Boaty McBoatface Studies Changing Temperatures at the Bottom of Southern Ocean

For the first time, the first mission of the autonomous submarine vehicle Autosub Long Range (popularly referred to as “Boaty McBoatface”) has cast light on an important process that links increasing Antarctic winds with elevating sea temperatures.

Boaty McBoatface. (Image credit: Povl Abrahamsen, British Antarctic Survey)

Data gathered from the expedition, reported on June 17th 2019 in the scientific journal PNAS, will help climate researchers to make more accurate predictions of the impacts of climate change on increasing sea levels.

The study, which was conducted in April 2017, investigated the varying temperatures at the bottom of the Southern Ocean.

In the course of the three-day mission, Boaty covered 180 km traveling through mountainous underwater valleys to measure the saltiness, turbulence, and temperature of the water at the ocean bed. Boaty used an echo sounder to navigate and succeeded in traveling the risky route, reaching depths of up to 4000 m to join up with the rest of the project team at the programmed rendezvous site at which the submarine was recovered and measurements gathered along its route were downloaded.

In recent years, winds blowing over the Southern Ocean have been getting more powerful because of the hole in the ozone layer above Antarctica and rising levels of greenhouse gases. The data gathered by Boaty, together with other ocean measurements gathered from research vessel RRS James Clark Ross, have unraveled a mechanism that allows these winds to raise turbulence deep in the Southern Ocean, making warm water at mid-depths to combine with cold, dense water in the abyss.

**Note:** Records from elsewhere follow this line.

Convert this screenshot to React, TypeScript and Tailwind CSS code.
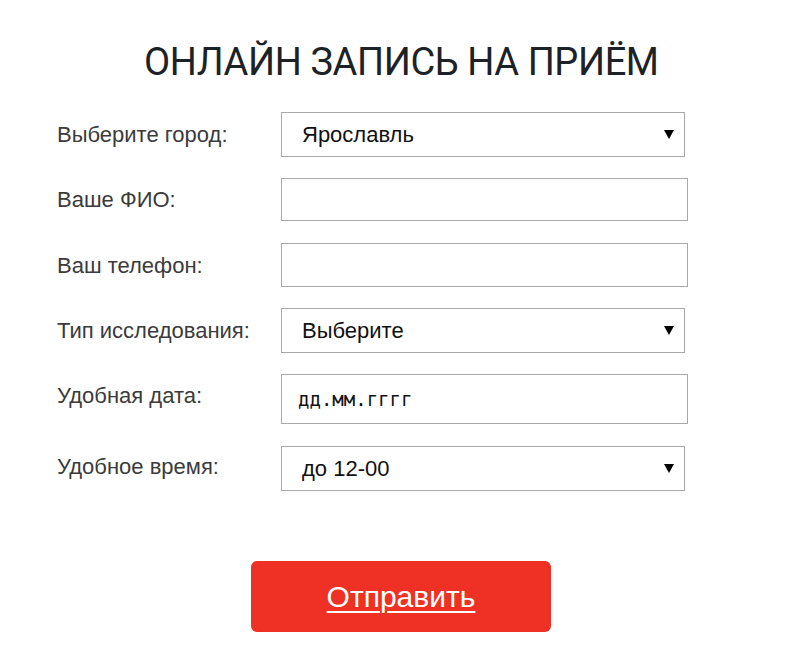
import React from "react";

const Arrow = () => (
  <svg width="10" height="9" viewBox="0 0 10 9" className="shrink-0">
    <polygon points="0,0 10,0 5,9" fill="#000" />
  </svg>
);

const Select = ({ value }: { value: string }) => (
  <div className="flex h-[45px] w-[404px] items-center justify-between border border-[#a9a9a9] bg-white pl-[20px] pr-[10px] text-[22px] text-[#111]" style={{ fontFamily: '"Liberation Sans", Arial, sans-serif' }}>
    <span>{value}</span>
    <Arrow />
  </div>
);

const Input = ({ h, children }: { h: string; children?: React.ReactNode }) => (
  <div className={`flex w-[407px] items-center border border-[#a9a9a9] bg-white pl-[16px] ${h}`}>{children}</div>
);

const Label = ({ children }: { children: React.ReactNode }) => (
  <div className="w-[224px] shrink-0 text-[22px] text-[#3b3b3b]" style={{ fontFamily: '"Liberation Sans", Arial, sans-serif' }}>
    {children}
  </div>
);

export default function App() {
  return (
    <div className="h-[652px] w-[785px] bg-white">
      <h1 className="pt-[37px] pl-[144px] text-[38px] leading-[50px] tracking-[-0.4px] text-[#1d2227]" style={{ fontFamily: 'Roboto, "Liberation Sans", sans-serif' }}>
        ОНЛАЙН ЗАПИСЬ НА ПРИЁМ
      </h1>
      <div className="mt-[25px] flex flex-col pl-[57px]">
        <div className="flex items-center">
          <Label>Выберите город:</Label>
          <Select value="Ярославль" />
        </div>
        <div className="mt-[21px] flex items-center">
          <Label>Ваше ФИО:</Label>
          <Input h="h-[43px]" />
        </div>
        <div className="mt-[22px] flex items-center">
          <Label>Ваш телефон:</Label>
          <Input h="h-[44px]" />
        </div>
        <div className="mt-[21px] flex items-center">
          <Label>Тип исследования:</Label>
          <Select value="Выберите" />
        </div>
        <div className="mt-[21px] flex items-center">
          <Label><span className="relative -top-[4px]">Удобная дата:</span></Label>
          <Input h="h-[50px]">
            <span className="text-[19px] text-[#111]" style={{ fontFamily: '"DejaVu Sans Mono", "Liberation Mono", monospace' }}>дд.мм.гггг</span>
          </Input>
        </div>
        <div className="mt-[22px] flex items-center">
          <Label><span className="relative -top-[2px]">Удобное время:</span></Label>
          <Select value="до 12-00" />
        </div>
      </div>
      <div className="mt-[70px] flex pl-[251px]">
        <button className="flex h-[71px] w-[300px] items-center justify-center rounded-[6px] bg-[#ee3124] text-[30px] text-white underline decoration-[2px] underline-offset-[4px]" style={{ fontFamily: '"Liberation Sans", Arial, sans-serif' }}>
          Отправить
        </button>
      </div>
    </div>
  );
}
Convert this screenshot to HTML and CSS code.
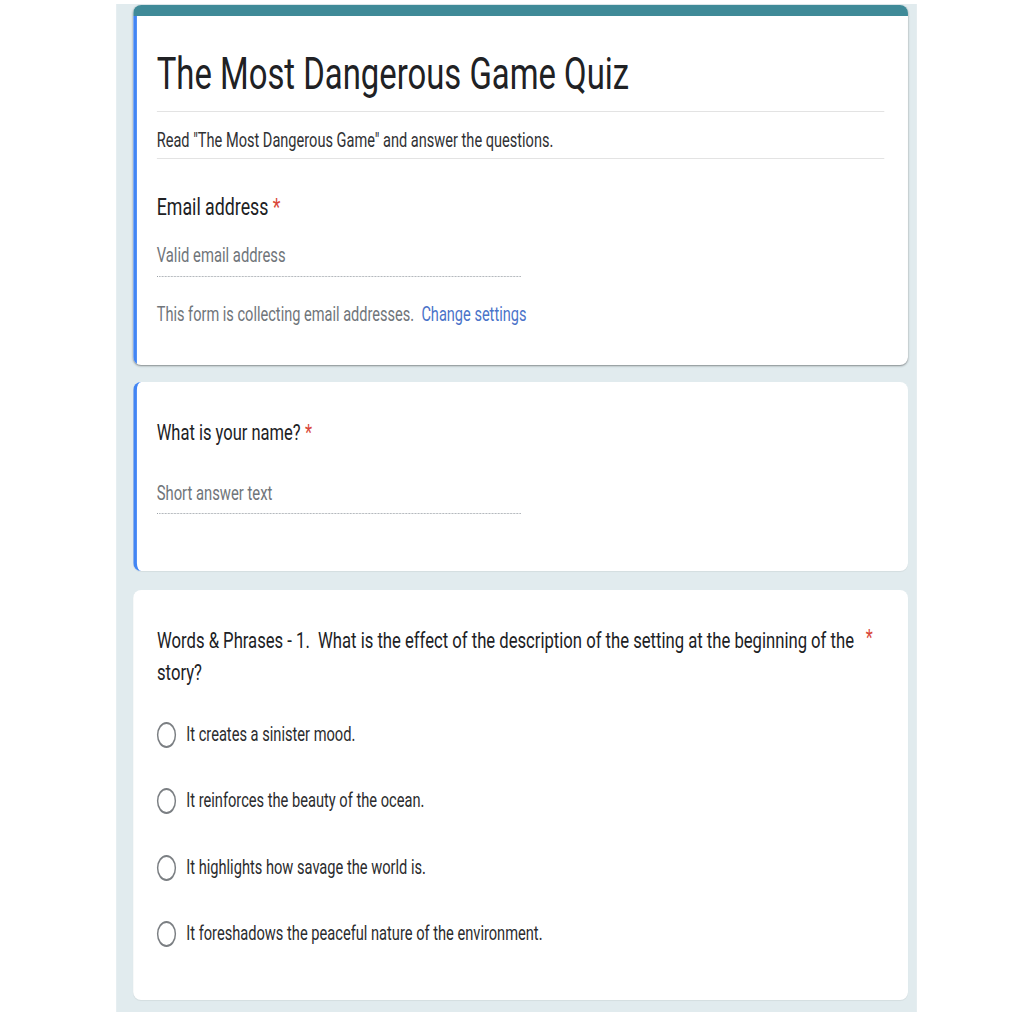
FILE: index.html
```html
<!DOCTYPE html>
<html lang="en">
<head>
<meta charset="utf-8">
<title>The Most Dangerous Game Quiz</title>
<link rel="stylesheet" href="styles.css">
</head>
<body>
<div class="stage">
  <div class="panel">
    <section class="card card-header">
      <div class="accent"></div>
      <div class="card-body marked">
        <h1 class="title">The Most Dangerous Game Quiz</h1>
        <p class="desc">Read "The Most Dangerous Game" and answer the questions.</p>
        <div class="label email-label">Email address<span class="req">*</span></div>
        <div class="field">Valid email address</div>
        <p class="note">This form is collecting email addresses.&nbsp; <a class="link" href="#">Change settings</a></p>
      </div>
    </section>

    <section class="card card-name marked">
      <div class="label">What is your name?<span class="req">*</span></div>
      <div class="field field-name">Short answer text</div>
    </section>

    <section class="card card-q">
      <div class="q-row">
        <div class="q-text">Words &amp; Phrases - 1.&nbsp; What is the effect of the description of the setting at the beginning of the<br>story?</div>
        <span class="req q-req">*</span>
      </div>
      <ul class="options">
        <li class="option"><span class="radio"></span><span class="opt-text">It creates a sinister mood.</span></li>
        <li class="option"><span class="radio"></span><span class="opt-text">It reinforces the beauty of the ocean.</span></li>
        <li class="option"><span class="radio"></span><span class="opt-text">It highlights how savage the world is.</span></li>
        <li class="option"><span class="radio"></span><span class="opt-text">It foreshadows the peaceful nature of the environment.</span></li>
      </ul>
    </section>
  </div>
</div>
</body>
</html>
```
FILE: styles.css
```css
html, body {
  margin: 0;
  padding: 0;
  background: #ffffff;
  overflow: hidden;
}

body {
  font-family: Roboto, "Liberation Sans", Arial, sans-serif;
  color: #202124;
}

/* The sheet is laid out in a wider space and compressed horizontally */
.stage {
  width: 1024px;
  padding-top: 4px;
  transform: scaleX(0.74);
  transform-origin: 0 0;
}

.panel {
  margin-left: 156.8px;
  width: 1082.4px;
  box-sizing: border-box;
  background: #e1ebee;
  padding: 1px 12.2px 12px 23px;
}

.card {
  background: #ffffff;
  border-radius: 10.8px / 8px;
  overflow: hidden;
  box-shadow: 0 1px 1px rgba(0, 0, 0, 0.06);
}

.card + .card {
  margin-top: 17px;
}

.card-header {
  box-shadow: 0 1px 2px rgba(60, 64, 67, 0.45), 0 1px 3px rgba(60, 64, 67, 0.15);
}

.accent {
  height: 11px;
  background: #3f8a98;
}

.marked {
  border-left: 5.4px solid #4285f4;
}

.card-body {
  padding: 32px 32.4px 38px 27px;
}

.title {
  margin: 0;
  font-family: Roboto, "Liberation Sans", sans-serif;
  font-weight: 400;
  font-size: 44.4px;
  line-height: 52px;
  color: #202124;
  padding-bottom: 11px;
  border-bottom: 1px solid #e3e3e3;
}

.desc {
  margin: 0;
  padding: 17px 0 5px;
  font-size: 19.7px;
  line-height: 24px;
  color: #303134;
  border-bottom: 1px solid #e3e3e3;
}

.label {
  font-size: 22.3px;
  line-height: 26px;
  color: #202124;
}

.email-label {
  margin-top: 33.8px;
  font-size: 24px;
  line-height: 28px;
}

.req {
  color: #d9473a;
  padding-left: 6px;
}

.field {
  margin-top: 22.2px;
  width: 491.8px;
  font-size: 20px;
  line-height: 24px;
  color: #70757a;
  padding-bottom: 9px;
  border-bottom: 1px dotted #9aa0a6;
}

.note {
  margin: 26px 0 0;
  font-size: 19.7px;
  line-height: 24px;
  color: #70757a;
}

.link {
  color: #4a73c9;
  text-decoration: none;
}

.card-name {
  padding: 37.4px 32.4px 57px 27px;
}

.card-name + .card-q {
  margin-top: 19px;
}

.field-name {
  margin-top: 35.6px;
  padding-bottom: 8px;
}

.card-q {
  padding: 34.3px 32.4px 54px 32.4px;
}

.q-row {
  display: flex;
  align-items: flex-start;
}

.q-text {
  font-size: 22.5px;
  line-height: 32px;
  color: #202124;
}

.q-req {
  padding-left: 16px;
  font-size: 22px;
  line-height: 28px;
}

.options {
  list-style: none;
  margin: 34.7px 0 0;
  padding: 0;
  display: flex;
  flex-direction: column;
  gap: 42.3px;
}

.option {
  display: flex;
  align-items: center;
  height: 24px;
}

.radio {
  flex: none;
  width: 26px;
  height: 26px;
  box-sizing: border-box;
  border-style: solid;
  border-color: #7b7f83;
  border-width: 2px 2.7px;
  border-radius: 50%;
  margin-right: 13.5px;
}

.opt-text {
  font-size: 19.8px;
  line-height: 24px;
  color: #2b2c2e;
}
```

The consequent warming of the water at the seabed is an important contributor to increasing sea levels. Yet, the mechanism revealed by Boaty is not incorporated into existing models for predicting the effect of rising global temperatures on the oceans.

Boaty’s mission was part of a collaborative project, which involved the University of Southampton, the National Oceanography Centre, the British Antarctic Survey, Woods Hole Oceanographic Institution, and Princeton University.

Our study is an important step in understanding how the climate change happening in the remote and inhospitable Antarctic waters will impact the warming of the oceans as a whole and future sea level rise.

Professor Alberto Naveira Garabato, Project Leader, University of Southampton

Dr Eleanor Frajka-Williams of the National Oceanography Centre added, "The data from Boaty McBoatface gave us a completely new way of looking at the deep ocean—the path taken by Boaty created a spatial view of the turbulence near the seafloor."

This study is a great example of how exciting new technology such as the unmanned submarine ‘Boaty McBoatface’ can be used along with ship-based measurements and cutting-edge ocean models to discover and explain previously unknown processes affecting heat transport within the ocean.